He adds that his customary clients used to work in creative fields, but bankers and finance professionals have been catching on. There’s been a real reaction against the pinstripe suits traditionally associated with the City of London, says Dixon.

“It’s about subverting that now. We’re seeing an appetite for colors like green, pink and lilac,” he says. The next trending color: rust. 

The new store takes its design cues from the menswear on display: A polka-dotted staircase is inspired by the store’s ties; beneath a 1970s Murano Glass chandelier is a display of fabrics from such global luxury brands as Loro Piana. Upstairs are “cuts” with the measurements and fit of suits made for famous Richard James clients like Tom Jones and Benedict Cumberbatch.

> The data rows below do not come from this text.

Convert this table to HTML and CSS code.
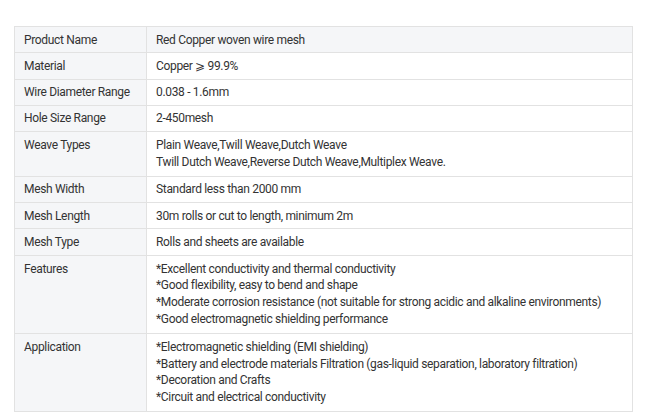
FILE: index.html
```html
<!DOCTYPE html>
<html lang="en">
<head>
    <meta charset="UTF-8">
    <meta name="viewport" content="width=device-width, initial-scale=1.0">
    <title>Red Copper woven wire mesh</title>
    <link rel="stylesheet" href="styles.css">
</head>
<body>
    <div class="spec-wrap">
        <table class="spec-table">
            <tr class="head-row">
                <td class="label">Product Name</td>
                <td>Red Copper woven wire mesh</td>
            </tr>
            <tr>
                <td class="label">Material</td>
                <td>Copper ⩾ 99.9%</td>
            </tr>
            <tr>
                <td class="label">Wire Diameter Range</td>
                <td>0.038 - 1.6mm</td>
            </tr>
            <tr>
                <td class="label">Hole Size Range</td>
                <td>2-450mesh</td>
            </tr>
            <tr class="multi">
                <td class="label">Weave Types</td>
                <td>Plain Weave,Twill Weave,Dutch Weave<br>Twill Dutch Weave,Reverse Dutch Weave,Multiplex Weave.</td>
            </tr>
            <tr>
                <td class="label">Mesh Width</td>
                <td>Standard less than 2000 mm</td>
            </tr>
            <tr>
                <td class="label">Mesh Length</td>
                <td>30m rolls or cut to length, minimum 2m</td>
            </tr>
            <tr>
                <td class="label">Mesh Type</td>
                <td>Rolls and sheets are available</td>
            </tr>
            <tr class="multi">
                <td class="label">Features</td>
                <td>*Excellent conductivity and thermal conductivity<br>*Good flexibility, easy to bend and shape<br>*Moderate corrosion resistance (not suitable for strong acidic and alkaline environments)<br>*Good electromagnetic shielding performance</td>
            </tr>
            <tr class="multi">
                <td class="label">Application</td>
                <td>*Electromagnetic shielding (EMI shielding)<br>*Battery and electrode materials Filtration (gas-liquid separation, laboratory filtration)<br>*Decoration and Crafts<br>*Circuit and electrical conductivity</td>
            </tr>
        </table>
    </div>
</body>
</html>
```

FILE: styles.css
```css
body {
    margin: 0;
    background: #fff;
    font-family: Roboto, "Liberation Sans", Arial, sans-serif;
    font-size: 12px;
    letter-spacing: -0.33px;
    color: #333;
}
.spec-wrap {
    padding: 26px 17px 0 14px;
}
.spec-table {
    width: 100%;
    border-collapse: collapse;
    border: 1px solid #e2e2e2;
}
.spec-table td {
    border: 1px solid #e2e2e2;
    padding: 4.5px 8px 4px 9px;
    line-height: 16.8px;
    vertical-align: top;
    text-align: left;
}
.spec-table .multi td {
    padding-top: 5px;
    padding-bottom: 5px;
}
.spec-table td.label {
    width: 114px;
    background: #f5f6f8;
}
.head-row td {
    background: #f5f6f8;
}
```
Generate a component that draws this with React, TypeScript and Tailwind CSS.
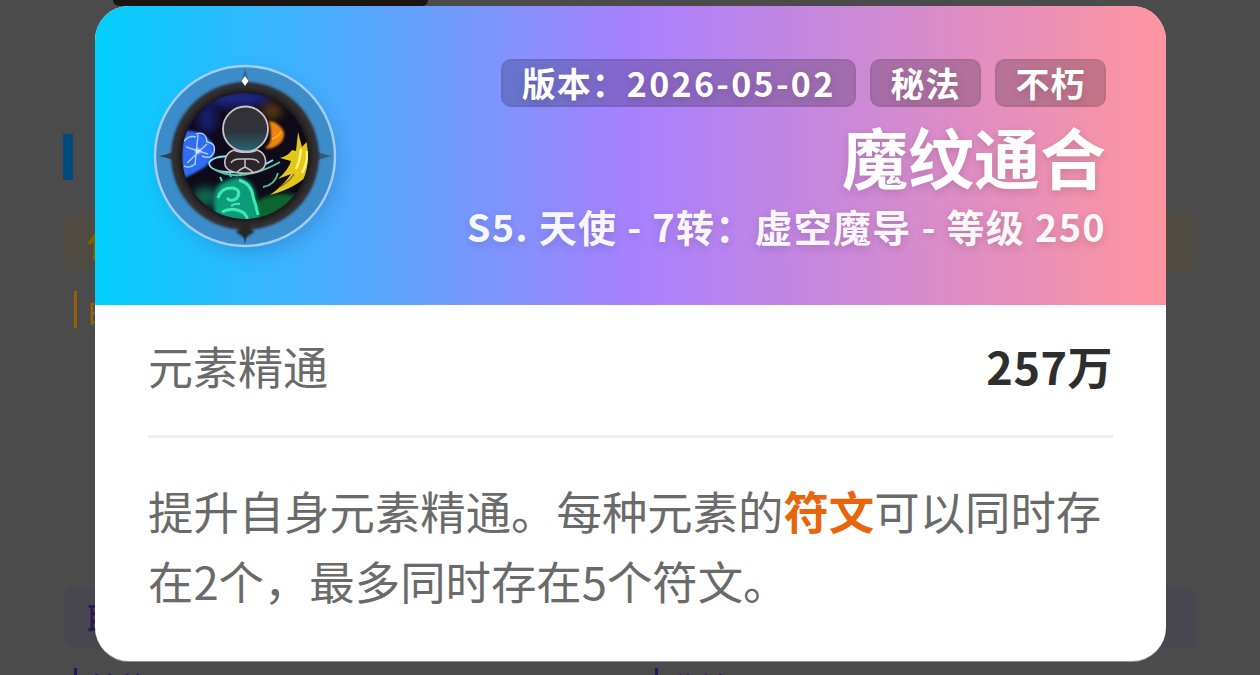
const cjk = "font-['Noto_Sans_CJK_SC','Noto_Sans',sans-serif]";

function SkillIcon() {
  return (
    <svg viewBox="150 60 190 190" className="h-[190px] w-[190px] shrink-0 overflow-visible">
      <defs>
        <filter id="b06" x="-30%" y="-30%" width="160%" height="160%">
          <feGaussianBlur stdDeviation="0.6" />
        </filter>
        <filter id="b1" x="-30%" y="-30%" width="160%" height="160%">
          <feGaussianBlur stdDeviation="1" />
        </filter>
        <filter id="b2" x="-40%" y="-40%" width="180%" height="180%">
          <feGaussianBlur stdDeviation="2.2" />
        </filter>
        <filter id="b4" x="-60%" y="-60%" width="220%" height="220%">
          <feGaussianBlur stdDeviation="5" />
        </filter>
        <filter id="shade" x="-40%" y="-40%" width="180%" height="180%">
          <feGaussianBlur stdDeviation="10" />
        </filter>
        <linearGradient id="head" x1="0" y1="0" x2="0" y2="1">
          <stop offset="0" stopColor="#332f36" />
          <stop offset="0.55" stopColor="#2f323b" />
          <stop offset="1" stopColor="#2b6676" />
        </linearGradient>
        <radialGradient id="rim">
          <stop offset="0.8" stopColor="#120f12" />
          <stop offset="0.93" stopColor="#2e2c2e" />
          <stop offset="1" stopColor="#333336" />
        </radialGradient>
        <clipPath id="inner">
          <circle cx="245" cy="155" r="63" />
        </clipPath>
      </defs>

      <circle cx="250" cy="163" r="88" fill="#27408c" opacity="0.28" filter="url(#shade)" />
      <circle cx="245" cy="155" r="90" fill="#3c8cc9" stroke="#a3cdf2" strokeWidth="2.5" />

      {/* compass points */}
      <path d="M245 67 Q247 80 255 90 L235 90 Q243 80 245 67 Z" fill="#2f668f" filter="url(#b06)" />
      <path d="M245 243 Q247 230 255 220 L235 220 Q243 230 245 243 Z" fill="#2b4055" filter="url(#b06)" />
      <path d="M159 155 Q172 157 182 165 L182 145 Q172 153 159 155 Z" fill="#2b4055" filter="url(#b06)" />
      <path d="M332 155 Q319 157 309 165 L309 145 Q319 153 332 155 Z" fill="#35597a" filter="url(#b06)" />

      <circle cx="245" cy="155" r="74" fill="url(#rim)" filter="url(#b1)" />
      <path d="M245 75 L248.5 80 L245 85 L241.5 80 Z" fill="#ffffff" filter="url(#b06)" />
      <path d="M236 231 L245 222 L254 231 L245 237 Z" fill="#262527" filter="url(#b1)" />

      <g clipPath="url(#inner)">
        <rect x="180" y="90" width="130" height="130" fill="#0e0a1a" />
        <ellipse cx="236" cy="97" rx="36" ry="9" fill="#1b2784" filter="url(#b4)" />
        <ellipse cx="207" cy="118" rx="10" ry="14" fill="#121a6c" filter="url(#b4)" />
        <ellipse cx="283" cy="208" rx="30" ry="15" fill="#08652f" filter="url(#b2)" />
        <ellipse cx="205" cy="196" rx="12" ry="10" fill="#0c6a50" filter="url(#b4)" />
        <ellipse cx="272" cy="110" rx="10" ry="8" fill="#5a370c" filter="url(#b4)" />

        {/* ice */}
        <path d="M182 130 Q202 128 212 142 Q218 155 205 166 Q192 174 182 178 Z" fill="#2f6cf0" filter="url(#b1)" />
        <g stroke="#a9c9ff" strokeWidth="1.5" fill="none" filter="url(#b06)">
          <path d="M186 146 L208 153 M198 134 L195 164 M187 162 L207 143" />
          <path d="M196 133 q10 -3 11 8 q9 1 7 10 q-3 8 -12 4" />
          <path d="M184 140 q5 -6 12 -4 M184 165 q6 3 12 -3" />
        </g>
        <circle cx="198" cy="150" r="2.5" fill="#e2edff" filter="url(#b1)" />

        {/* fire */}
        <path d="M269 120 q10 1 15 11 q1 8 -6 13 q-8 5 -13 3 q6 -4 6 -12 q0 -8 -2 -15 Z" fill="#ee860c" filter="url(#b1)" />
        <path d="M272 138 q6 -2 9 -7" stroke="#f8b040" strokeWidth="1.5" fill="none" filter="url(#b06)" />

        {/* lightning */}
        <path
          d="M298 131 L302 146 L311 136 L313 168 Q300 186 270 194 Q284 184 291 173 L278 178 Q289 168 291 160 L280 157 Q288 155 292 149 L296 150 Z"
          fill="#e3c61c"
          filter="url(#b06)"
        />
        <path d="M301 148 q-1 12 -5 20 M307 150 q1 12 -5 22" stroke="#fff27a" strokeWidth="2.5" fill="none" filter="url(#b06)" />
        <path d="M280 186 q10 -6 14 -13" stroke="#7a6a10" strokeWidth="1.2" fill="none" />

        {/* water */}
        <path d="M214 206 Q212 184 226 180 L236 176 Q252 178 255 192 Q258 206 260 220 L214 220 Z" fill="#0f9c7a" filter="url(#b2)" />
        <g stroke="#3fe8b4" strokeWidth="3" fill="none" filter="url(#b06)">
          <path d="M218 197 q3 -11 15 -10 q9 2 4 10 q-6 5 -10 0" />
          <path d="M239 179 q13 4 14 17 q3 8 5 18" />
          <path d="M222 211 q11 -6 22 1 q3 3 4 8" />
          <path d="M231 205 q4 -3 9 -2" strokeWidth="2" />
          <path d="M231 176 l-1 -4 M240 175 l1 -5 M222 180 l-2 -4" strokeWidth="1.8" />
        </g>

        {/* wind */}
        <g strokeWidth="1.8" fill="none" filter="url(#b06)">
          <path d="M232 155 q-20 0 -23 7 q1 8 18 9 q24 2 46 -12" stroke="#8fdcec" />
          <path d="M214 168 q16 10 40 4 q14 -4 26 -11" stroke="#58c8a8" />
          <path d="M263 186 q12 -2 15 -14" stroke="#4fc48a" />
        </g>
      </g>

      {/* meditating figure */}
      <circle cx="245.5" cy="128" r="22.5" fill="url(#head)" stroke="#c9c2c8" strokeWidth="1.8" filter="url(#b06)" />
      <g filter="url(#b06)">
        <path
          d="M234 149 C224 152 221 166 231 170 C238 173 252 173 259 170 C269 166 267 152 257 149 C252 152 239 152 234 149 Z"
          fill="#29272c"
          stroke="#c9c2c8"
          strokeWidth="1.6"
        />
        <path
          d="M231 162 Q233 158 240 158 L250 158 Q257 158 259 162 M245 158 L245 166 Q241 168 237 171 M245 166 Q249 168 253 171"
          stroke="#c9c2c8"
          strokeWidth="1.5"
          fill="none"
        />
      </g>
    </svg>
  );
}

function Badge({ children }: { children: React.ReactNode }) {
  return (
    <span className="rounded-[10px] border-2 border-black/5 bg-black/20 px-[18.5px] text-[34px] leading-[44px] font-bold tracking-[1px] text-white">
      {children}
    </span>
  );
}

export default function App() {
  return (
    <div className={`relative h-[675px] w-[1260px] overflow-hidden bg-[#4b4b4b] ${cjk}`}>
      {/* page behind the overlay */}
      <div className="flex h-full flex-col px-[63px]">
        <div className="ml-[50px] h-[6px] w-[315px] shrink-0 rounded-b-[14px] bg-[#1a1512]" />
        <div className="mt-[128px] h-[46px] w-[10px] shrink-0 bg-[#004a7d]" />
        <div className="mt-[32px] flex h-[60px] shrink-0 items-center rounded-[14px] bg-[#4f4a42] pl-[24px] text-[34px] font-medium text-[#8c5a00]">
          任务
        </div>
        <div className="mt-[19px] ml-[11px] flex h-[37px] shrink-0 items-center border-l-[3px] border-[#96600a] pl-[10px] text-[30px] text-[#96600a]">
          由此
        </div>
        <div className="mt-[259px] flex h-[62px] shrink-0 items-center rounded-[14px] bg-[#48464f] pl-[24px] text-[34px] font-medium text-[#2b1659]">
          职业
        </div>
        <div className="mt-[19px] grid shrink-0 grid-cols-[581px_1fr] pl-[11px] text-[30px] leading-[37px] text-[#2b1659]">
          <div className="border-l-[3px] border-[#2b1659] pl-[13px]">技能</div>
          <div className="border-l-[3px] border-[#2b1659] pl-[13px]">秘法</div>
        </div>
      </div>

      {/* skill detail dialog */}
      <div className="absolute top-[6px] left-[95px] flex h-[655px] w-[1071px] flex-col overflow-hidden rounded-[34px] bg-white shadow-[0_1px_0_rgba(255,255,255,0.4)]">
        <div className="flex h-[299px] shrink-0 items-center justify-between bg-[linear-gradient(90deg,#00cffd_0%,#a880ff_50%,#ff95a0_100%)] pr-[60px] pl-[55px]">
          <SkillIcon />
          <div className="flex flex-col items-end pb-[1px] [text-shadow:0_3px_8px_rgba(0,0,0,0.15)]">
            <div className="flex gap-[14px]">
              <Badge>
                版本：<span className="tracking-[2.3px]">2026-05-02</span>
              </Badge>
              <Badge>秘法</Badge>
              <Badge>不朽</Badge>
            </div>
            <div className="mt-[6px] text-[66px] leading-[84px] font-bold text-white">魔纹通合</div>
            <div className="mt-[4px] text-[38px] leading-[50px] font-bold tracking-[1.25px] text-white/95">
              S5. 天使 - 7转：虚空魔导 - 等级 250
            </div>
          </div>
        </div>
        <div className="flex flex-1 flex-col px-[53px]">
          <div className="flex h-[133px] shrink-0 items-center justify-between border-b-[3px] border-[#eeeeee] pb-[9px]">
            <span className="text-[45px] text-[#6a6a6a]">元素精通</span>
            <span className="text-[45px] font-bold tracking-[0.5px] text-[#2e2e2e]">257万</span>
          </div>
          <p className="mt-[37px] text-[45.4px] leading-[70px] text-[#6a6a6a]">
            提升自身元素精通。每种元素的<span className="leading-none font-bold text-[#e8650c]">符文</span>可以同时存在2个，最多同时存在5个符文。
          </p>
        </div>
      </div>
    </div>
  );
}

Elevator walls are painted London phone-box red, and framed magazine covers of rock stars and royalty wearing the brand’s suits adorn the walls.

The effect is meant to calm visitors, Dixon says of the deep burgundy, plush carpeting in a fitting room. His regular customers will return often, but some will come just once—to get wedding suits, for example—and he wants their experience to be relaxed, not intimidating. Hence, the bar and comfortable sofas. (The suits are quietly crafted in the basement.) 

The new space, which cost £2 million to build out, embodies the company’s bid to preserve Savile Row as the home of British bespoke tailoring. “We’re sitting here in London—in Mayfair, in one of the most expensive parts of London, in one of the most expensive cities in the world. It’s difficult to maintain work rooms in these spaces,” Dixon says. If he were to start a company as he did in 1992, today’s higher rents on “the Row” would make it difficult, if not impossible.

With rising rents and Covid closures, the past few years have challenged Savile Row. In 2022, the UK’s Office for National Statistics  removed the men’s suit from the basket of goods it uses to calculate the annual inflation rate—the first time since 1947. The office now tracks prices of formal jackets and blazers instead.

“Savile Row is an invaluable historical and cultural jewel in the UK’s retail’s crown,” says Dixon. “There is nowhere else like it in the world. Richard James wouldn’t be where we are today without it, so we’re calling for Unesco-protected status to preserve its rich fashion heritage.”

People all over the world know Savile Row, he continues, and he’d like to inspire a fresh young designer to pick up the British baton for menswear in 30 years. “Winston Churchill used to get suits made here, and celebrities, CEOs and business leaders of our time still come to the Row to get their suits made.”